Practice versus Deliberate Practice

Sunday, April 10th, 2011

In their High Ability Studies paper, Giftedness and evidence for reproducibly superior performance, K. Anders Ericsson, et al. present some of the evidence for their expert performance framework — including this famous finding about deliberate practice:

The critical role of deliberate practice in attaining expert performance was first proposed by Ericsson et al. (1993), who reported a study of three groups of expert musicians who differed in level of attained music performance. The first author and his colleagues (Ericsson et al., 1993) examined how the expert musicians spent their daily lives by interviewing them and having them keep detailed diaries for a week.

All expert musicians were found to spend about the same amount of time on all types of music related activities during the diary week — about 50–60 hours.

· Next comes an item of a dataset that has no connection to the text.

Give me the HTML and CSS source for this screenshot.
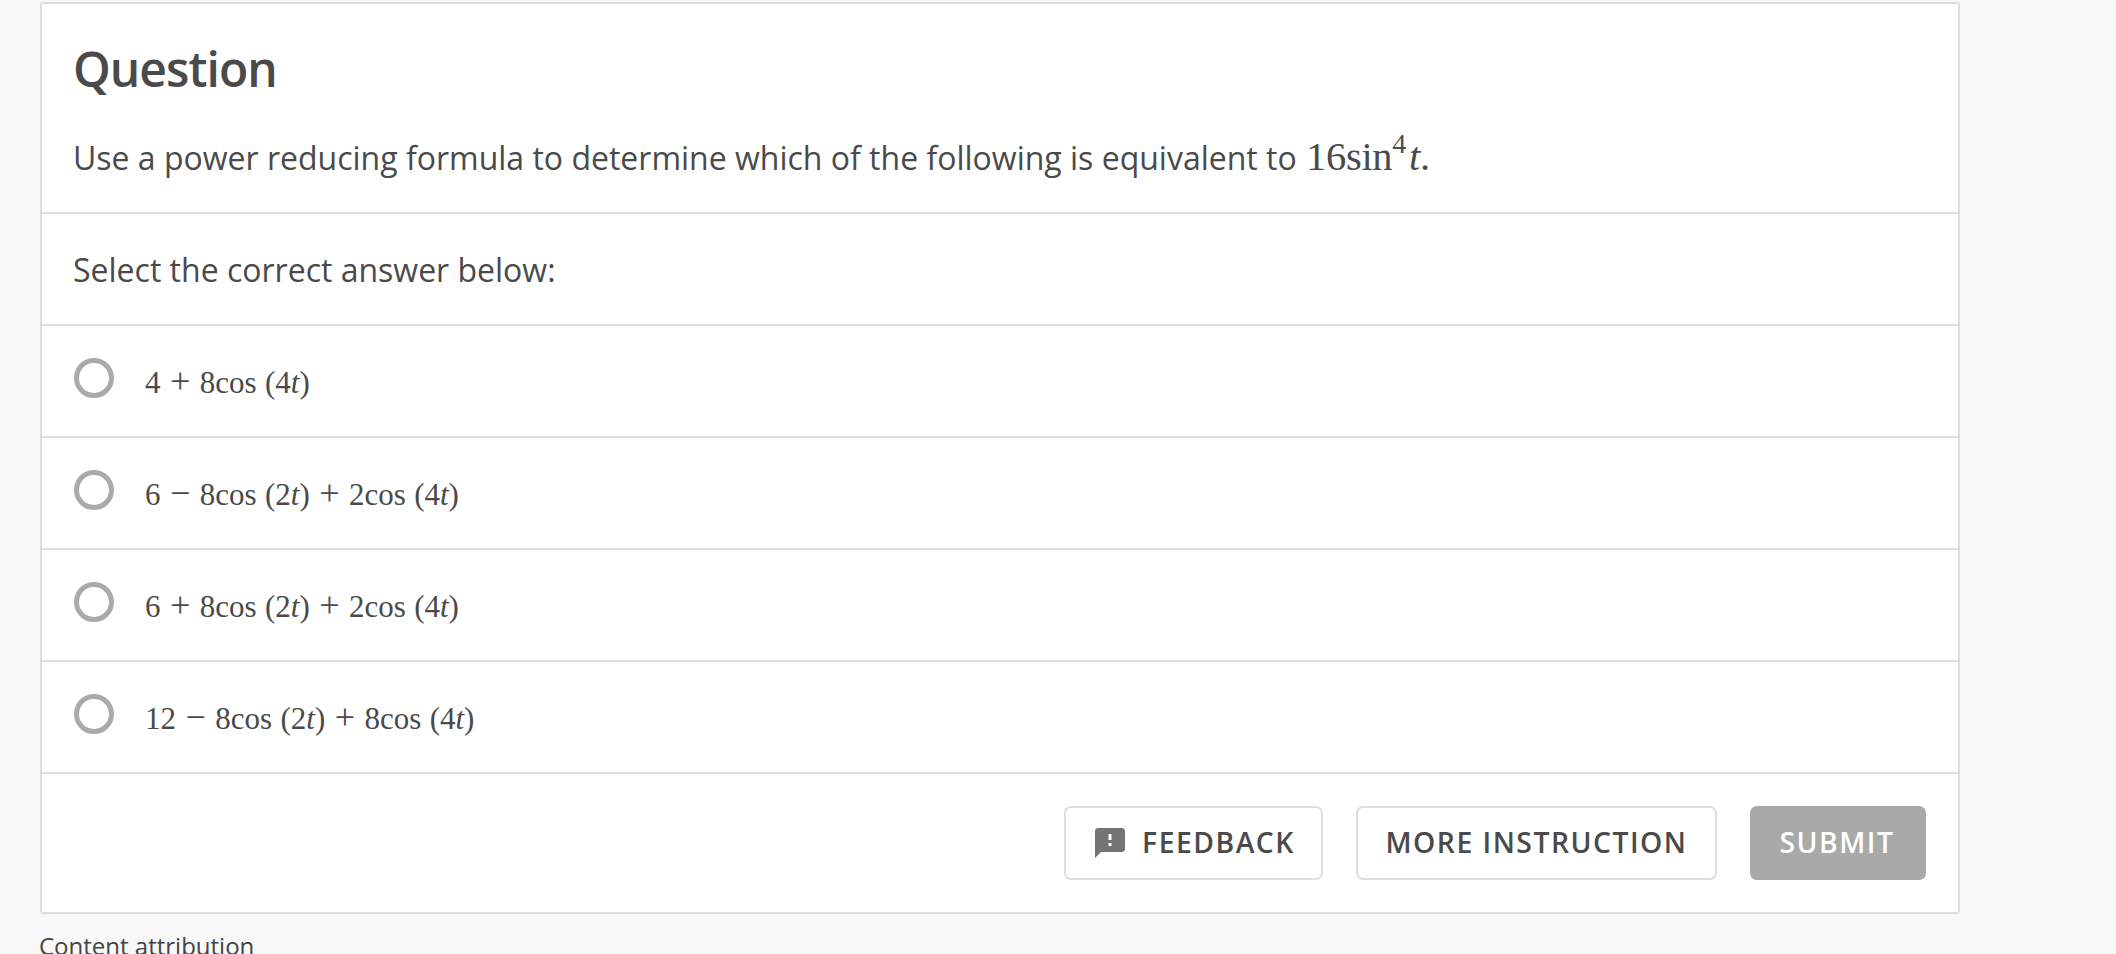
FILE: index.html
```html
<!DOCTYPE html>
<html lang="en">
<head>
<meta charset="utf-8">
<title>Question</title>
<link rel="stylesheet" href="styles.css">
</head>
<body>
<main class="page">
  <section class="card">
    <header class="head">
      <h1 class="title">Question</h1>
      <p class="prompt">Use a power reducing formula to determine which of the following is equivalent to <span class="math big">16sin<sup class="sup">4</sup><i class="t">t</i>.</span></p>
    </header>
    <div class="instruction">Select the correct answer below:</div>
    <ul class="options">
      <li class="option"><span class="radio"></span><span class="math">4<span class="op">+</span>8cos<span class="fn">(4<i>t</i>)</span></span></li>
      <li class="option"><span class="radio"></span><span class="math">6<span class="op">−</span>8cos<span class="fn">(2<i>t</i>)</span><span class="op">+</span>2cos<span class="fn">(4<i>t</i>)</span></span></li>
      <li class="option"><span class="radio"></span><span class="math">6<span class="op">+</span>8cos<span class="fn">(2<i>t</i>)</span><span class="op">+</span>2cos<span class="fn">(4<i>t</i>)</span></span></li>
      <li class="option"><span class="radio"></span><span class="math">12<span class="op">−</span>8cos<span class="fn">(2<i>t</i>)</span><span class="op">+</span>8cos<span class="fn">(4<i>t</i>)</span></span></li>
    </ul>
    <footer class="actions">
      <button class="btn feedback" type="button"><svg class="icon" viewBox="0 0 24 24" aria-hidden="true"><path d="M20 2H4c-1.1 0-1.99.9-1.99 2L2 22l4-4h14c1.1 0 2-.9 2-2V4c0-1.1-.9-2-2-2zm-7 12h-2v-2h2v2zm0-4h-2V6h2v4z"/></svg>Feedback</button>
      <button class="btn more" type="button">More Instruction</button>
      <button class="btn submit" type="button">Submit</button>
    </footer>
  </section>
  <p class="attribution">Content attribution</p>
</main>
</body>
</html>
```
FILE: styles.css
```css
* { box-sizing: border-box; }
html, body { margin: 0; height: 100%; overflow: hidden; }
body { background: #f8f8f8; color: #4a4a4a; font-family: "Open Sans", sans-serif; }
.page { width: 1920px; margin-left: 40px; padding-top: 2px; }
.card { background: #fff; border: 2px solid #dedede; border-radius: 3px; }
.head { height: 210px; padding: 33px 31px 0; border-bottom: 2px solid #dedede; }
.title { margin: 0; font-size: 48px; line-height: 64px; font-weight: 600; letter-spacing: -0.95px; }
.prompt { margin: 32px 0 0; font-size: 32px; line-height: 50px; white-space: nowrap; }
.instruction { height: 112px; padding: 0 31px; display: flex; align-items: center; border-bottom: 2px solid #dedede; font-size: 32px; }
.options { list-style: none; margin: 0; padding: 0; }
.option { height: 112px; padding: 0 31px 6px 32px; display: flex; align-items: center; gap: 31px; border-bottom: 2px solid #dedede; }
.radio { width: 40px; height: 40px; flex: none; border: 5px solid #aaa; border-radius: 50%; }
.math { font-family: "Liberation Serif", serif; font-size: 31px; line-height: 40px; padding-top: 10px; white-space: nowrap; }
.op { margin: 0 9.5px; font-size: 36px; line-height: 0; }
.fn { margin-left: 8.3px; }
.big { font-size: 40.5px; padding-top: 0; margin-left: 1px; letter-spacing: -0.3px; }
.sup { font-size: 28px; line-height: 0; vertical-align: 17px; margin-right: 3px; }
.actions { height: 138px; padding: 32px 32px 0; display: flex; justify-content: flex-end; align-items: flex-start; gap: 33px; }
.btn { height: 74px; border: 2px solid #dedede; border-radius: 7px; background: #fff; color: #4a4a4a; font-family: "Open Sans", sans-serif; font-size: 28.3px; font-weight: 600; letter-spacing: 1.5px; text-transform: uppercase; display: flex; align-items: center; justify-content: center; padding: 0 0 2px; }
.feedback { width: 259px; gap: 14px; padding-left: 0; }
.more { width: 361px; }
.submit { width: 176px; background: #a9a9a9; border-color: #a9a9a9; color: #fff; padding-right: 2px; }
.icon { width: 36px; height: 36px; fill: #757575; flex: none; margin-top: 2px; }
.attribution { margin: 16px 0 0 -1px; font-size: 24px; line-height: 32px; font-weight: 500; color: #444; }
```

The most striking difference was that the two most accomplished groups of expert musicians were found to spend more time (25 hours) in solitary practice than the least accomplished group, who only spent around 10 hours per week.

During solitary practice the experts reported working with full concentration on improving specific aspects of their music performance — often identified by their master teacher at their weekly lessons — thus meeting the criteria for deliberate practice. The best groups of expert musicians spent around four hours every day, including weekends, in this type of solitary practice.

From retrospective estimates of practice, Ericsson et al. (1993) calculated the number of hours of deliberate practice that five groups of musicians at different performance levels had accumulated by a given age, as is illustrated in Figure 3. By the age of 20, the most accomplished musicians had spent over 10,000 hours of practice, which is 2500 and 5000 hours more than two less accomplished groups of expert musicians or 8000 hours more than amateur pianists of the same age (Krampe & Ericsson, 1996).

The same type of solitary deliberate practice has been found to be closely correlated with the attainment of expert and elite performance in a wide range of domains (for a review see Ericsson, 2006b).

Comments

  1. Aretae says:

    I’ve been looking for an excuse to bring up Austin Rivers, the top high school basketballer in the country. This sounds like a perfect chance.

    Any question as to why Doc Rivers’ kid is the best high school hoopster in the country? How about 100% more and better practice than anyone else in the country.

    Effective practice is the entire issue, until you’re at the top .001%.

  2. Isegoria says:

    While I’m sure that the son of an NBA coach has had more and better coaching than other players — by a large margin — he also has inherited the genetics that helped make his father an NBA player.

    In fact, success in basketball is notoriously genetic. A number of NBA players have made it to that elite level with next to no practice. They were scouted for their height, and that was (almost) enough.